Fondsmanager Willem Burgers van Add Value verwacht dat Nederlandse smallcaps hun discount ten opzichte van buitenlandse sectorgenoten de komende jaren in zullen lopen.
Dit zegt Burgers (foto, links) in een interview met Fondsnieuws.
Pieken en dalen
Smallcapbeleggen gaat met pieken en dalen, weet Burgers als geen ander. In 1978 begon hij zijn carrière als fondsmanager bij Robeco en zette die voort bij partijen als Van Meer James Capel en Kempen Capital Management. Add Value Fund, dat hij in 2007 oprichtte en samen met Hilco Wiersma (op de foto rechts tijdens uitreiking Morningstar Awards) beheert, opereert sinds vorig jaar onder de paraplu van Optimix.
Liquiditeit speelt enerzijds een voorname rol. Burgers wijst op de beperkte free float van bijvoorbeeld raambekleder Hunter Douglas. ‘In 2007 steeg het aandeel nog 15 procent. Daarna is het gehalveerd. Vanaf 2009 zette herstel in.’

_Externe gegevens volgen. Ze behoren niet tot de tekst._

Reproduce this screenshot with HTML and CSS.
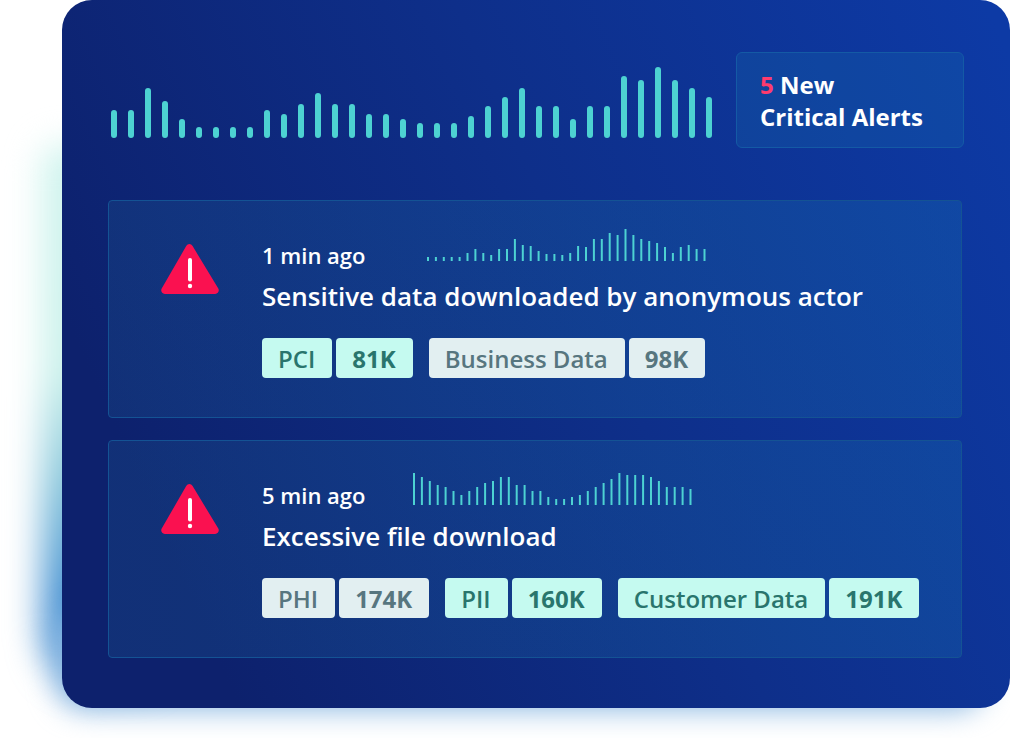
FILE: index.html
```html
<!DOCTYPE html>
<html lang="en">
<head>
<meta charset="utf-8">
<title>Critical Alerts</title>
<link rel="stylesheet" href="styles.css">
</head>
<body>
<main class="stage">
  <section class="panel">
    <header class="summary">
      <svg class="activity" viewBox="0 0 601 71" aria-hidden="true">
        <path d="M3 68v-22m17 22v-22m17 22v-44m17 44v-31m17 31v-13m17 13v-5m17 5v-5m17 5v-5m17 5v-5m17 5v-22m17 22v-18m17 18v-28m17 28v-39m17 39v-28m17 28v-28m17 28v-18m17 18v-18m17 18v-13m17 13v-9m17 9v-9m17 9v-9m17 9v-16m17 16v-26m17 26v-35m17 35v-44m17 44v-26m17 26v-26m17 26v-13m17 13v-26m17 26v-26m17 26v-56m17 56v-52m17 52v-65m17 65v-52m17 52v-44m17 44v-35"/>
      </svg>
      <h1 class="count"><span class="count-number">5</span> New<br>Critical Alerts</h1>
    </header>

    <article class="alert">
      <svg class="alert-icon" viewBox="0 0 58 50" aria-hidden="true">
        <path class="triangle" d="M25.2 2.1C26.8-.6 30-.6 31.600 2.100L57.300 44.500C58.700 46.900 57 50 54.200 50H3.800C1 50-.7 46.900.7 44.500Z"/>
        <path class="mark" d="M29 16V35.500"/>
        <circle class="dot" cx="29" cy="42" r="2.200"/>
      </svg>
      <div class="alert-body">
        <div class="alert-meta">
          <time class="time">1 min ago</time>
          <svg class="spark spark-far" viewBox="0 0 279 32" aria-hidden="true">
            <path d="M1 32v-4m7.900 4v-4m7.900 4v-4m7.900 4v-4m7.900 4v-4m7.900 4v-8m7.900 8v-12m7.900 12v-8m7.900 8v-6m7.900 6v-12m7.900 12v-12m7.900 12v-22m7.900 22v-16m7.900 16v-15m7.900 15v-10m7.900 10v-7m7.900 7v-7m7.900 7v-6m7.900 6v-8m7.900 8v-15m7.900 15v-14m7.900 14v-22m7.900 22v-22m7.900 22v-28m7.900 28v-26m7.900 26v-32m7.900 32v-26m7.900 26v-22m7.900 22v-20m7.900 20v-18m7.900 18v-14m7.900 14v-8m7.900 8v-14m7.900 14v-16m7.900 16v-12m7.900 12v-12"/>
          </svg>
        </div>
        <h2 class="title">Sensitive data downloaded by anonymous actor</h2>
        <div class="tags">
          <div class="tag tag-mint"><span class="name">PCI</span><strong class="value">81K</strong></div>
          <div class="tag tag-grey"><span class="name">Business Data</span><strong class="value">98K</strong></div>
        </div>
      </div>
    </article>

    <article class="alert">
      <svg class="alert-icon" viewBox="0 0 58 50" aria-hidden="true">
        <path class="triangle" d="M25.2 2.1C26.8-.6 30-.6 31.600 2.100L57.300 44.500C58.700 46.900 57 50 54.200 50H3.800C1 50-.7 46.900.7 44.500Z"/>
        <path class="mark" d="M29 16V35.500"/>
        <circle class="dot" cx="29" cy="42" r="2.200"/>
      </svg>
      <div class="alert-body">
        <div class="alert-meta">
          <time class="time">5 min ago</time>
          <svg class="spark spark-low" viewBox="0 0 279 32" aria-hidden="true">
            <path d="M1 32v-32m7.900 32v-28m7.900 28v-24m7.900 24v-20m7.900 20v-18m7.900 18v-14m7.900 14v-10m7.900 10v-14m7.900 14v-18m7.900 18v-22m7.900 22v-24m7.900 24v-28m7.900 28v-28m7.900 28v-20m7.900 20v-20m7.900 20v-14m7.900 14v-14m7.900 14v-8m7.900 8v-6m7.900 6v-6m7.900 6v-8m7.900 8v-10m7.900 10v-14m7.900 14v-18m7.900 18v-22m7.900 22v-26m7.900 26v-32m7.900 32v-30m7.900 30v-30m7.900 30v-30m7.900 30v-28m7.900 28v-24m7.900 24v-18m7.900 18v-18m7.900 18v-18m7.900 18v-16"/>
          </svg>
        </div>
        <h2 class="title">Excessive file download</h2>
        <div class="tags">
          <div class="tag tag-grey"><span class="name">PHI</span><strong class="value">174K</strong></div>
          <div class="tag tag-mint"><span class="name">PII</span><strong class="value">160K</strong></div>
          <div class="tag tag-mint"><span class="name">Customer Data</span><strong class="value">191K</strong></div>
        </div>
      </div>
    </article>
  </section>
</main>
</body>
</html>
```

FILE: styles.css
```css
* {
  box-sizing: border-box;
}

body {
  margin: 0;
  background: #fff;
  color: #fff;
  font-family: "Open Sans", "Noto Sans", sans-serif;
}

h1,
h2 {
  margin: 0;
}

.stage {
  position: relative;
  isolation: isolate;
  overflow: hidden;
  padding: 0 0 30px 62px;
}

/* Coloured glow behind the panel's left and bottom edges */
.stage::before,
.stage::after {
  content: "";
  position: absolute;
  z-index: -1;
}

.stage::before {
  left: 42px;
  top: 145px;
  bottom: 54px;
  width: 120px;
  border-radius: 20px 20px 30px 50px;
  background: linear-gradient(#d0f4ee 0%, #ccf2ec 42%, #8cc8dc 62%, #4590d2 85%, #5c9dd8 100%);
  filter: blur(17px);
}

.stage::after {
  left: 56px;
  right: 24px;
  bottom: 28px;
  height: 100px;
  border-radius: 30px;
  background: #8ab7e1;
  filter: blur(14px);
}

.panel {
  display: flex;
  flex-direction: column;
  gap: 22px;
  padding: 52px 48px 50px 46px;
  border-radius: 30px;
  background: linear-gradient(66deg, #0d216d 14%, #0e2f8a 56%, #0d3aa5 98%);
}

.summary {
  display: flex;
  align-items: center;
  justify-content: space-between;
  gap: 24px;
  margin: 0 -2px 30px 3px;
}

.activity {
  flex: 0 1 601px;
  min-width: 0;
  margin-top: 4px;
  fill: none;
  stroke: #4dd2d2;
  stroke-width: 6;
  stroke-linecap: round;
}

.count {
  flex: 0 0 228px;
  padding: 16px 23px 14px;
  border: 1px solid #145aa5;
  border-radius: 6px;
  background: rgba(24, 118, 176, 0.24);
  font-size: 24px;
  font-weight: 700;
  line-height: 32px;
}

.count-number {
  color: #ff3b6d;
}

.alert {
  display: flex;
  gap: 43px;
  padding: 28px 32px 39px 52px;
  border: 1px solid #145394;
  border-radius: 4px;
  background: linear-gradient(90deg, rgba(36, 110, 160, 0.2), rgba(24, 118, 176, 0.26));
}

.alert-icon {
  flex: none;
  width: 58px;
  height: 50px;
  margin-top: 15px;
}

.triangle {
  fill: #fa1150;
}

.mark {
  stroke: #fff;
  stroke-width: 4;
  stroke-linecap: round;
}

.dot {
  fill: #fff;
}

.alert-body {
  flex: 1;
  min-width: 0;
}

.alert-meta {
  display: flex;
  align-items: flex-start;
  gap: 47px;
}

.time {
  padding-top: 11px;
  font-size: 22px;
  font-weight: 600;
  line-height: 30px;
}

.spark {
  width: 279px;
  height: 32px;
  fill: none;
  stroke: #4dd2d2;
  stroke-width: 2;
}

.spark-far {
  margin-left: 14px;
}

.spark-low {
  margin-top: 4px;
}

.title {
  margin-top: 8px;
  font-size: 26px;
  font-weight: 600;
  line-height: 36px;
}

.tags {
  display: flex;
  flex-wrap: wrap;
  gap: 16px;
  margin-top: 24px;
}

.tag {
  display: flex;
  gap: 4px;
  font-size: 24px;
  line-height: 38px;
  white-space: nowrap;
}

.name,
.value {
  padding: 2px 17px 0 16px;
  border-radius: 4px;
}

.name {
  font-weight: 600;
}

.value {
  font-weight: 700;
}

.tag-mint .name,
.tag-mint .value {
  background: #c5faf0;
  color: #29756d;
}

.tag-grey .name,
.tag-grey .value {
  background: #e2eff1;
  color: #57767f;
}
```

Anderzijds, is de groeipotentie van smallcaps vaak hoger dan van largecaps. De fondsmanager schetst dit aan de hand van een S-curve die de beurswaarde van ondernemingen in de loop der tijd doormaakt. Zo zit maker van elektromagneten Kendrion dichtbij early stage, met ruime groeipotentie. Industrieel toeleverancier Aalberts Industies komt daarentegen al in de buurt van final stage, ofwel de overgang naar largecap met geringer groeiperspectief.
AddValue is belegd in wat Burgers ‘Nederlandse mini-multinationals’ noemt. Als beleggeringsuniversum ziet hij circa 60 Nederlandse bedrijven een beurswaarde tussen 20 miljoen en 7,5 miljard euro marktkapitalisatie. Deze hoeven niet per se aan de Amsterdamse beurs genoteerd te zijn. Vastgoed is echter uitgesloten.
‘Closing the gap’
Gezien het internationale karakter van de Nederlandse mid- en smallcap-fondsen valt op dat hun koerswinstverhoudingen lager zijn dan die van buitenlandse evenknieën, aldus Burgers. Hij toont een grafiek met koerswinstverhoudingen van de Nederlandse AMX-index, Amerikaanse Russel 2000 en Duitse Dax-Midcap.
‘Met de Verenigde Staten is het lastig vergelijken’, wijst Burgers op het grote aantal bedrijven in sectoren als biotech die helemaal geen winst maken. ‘Maar ten opzichte van Duitsland verwacht ik dat we de “gap” de komende jaren gaan “closen”.’
De discount voor Nederlandse small- en midcap-bedrijven loopt op tot wel 50 procent, aldus de fondsmanager. En ook als de totale waarde van bedrijven (enterprise value) afgezet tegen de operationele winst (ebitda) wordt vergeleken met buitenlandse ‘peers’ is volgens hem sprake van onderwaardering.
Burgers ziet verschillende redenen voor het inlopen van de achterstand. Ook buitenlandse beleggers is opgevallen dat hier koopjes te vinden zijn, getuige een groeiend aantal WMZ-meldingen van belangen en deelnemingen. Daarnaast neemt de fusie- en overnameactiviteit toe. Verder versnelt de groei van de Nederlandse economie. En tenslotte, sterkt de dollar aan, wat gunstig is voor de Nederlandse export.
Slagroom op de taart
‘Een overname van een bedrijf in portefeuille is de slagroom op de taart’, zegt de manager. Vorig jaar werd voor softwarebedrijf Unit4 nog een overnamepremie betaald van 32 procent.
Het fondsvermogen van Add Value is nu ongeveer 70 miljoen euro. Volgens data van Morningstar bedroeg het jaarlijks rendement over de afgelopen 5 jaar gemiddeld 21 procent. ‘Het doel is tenminste 10 procent total return gemiddeld per jaar’, voegt Burgers eraan toe.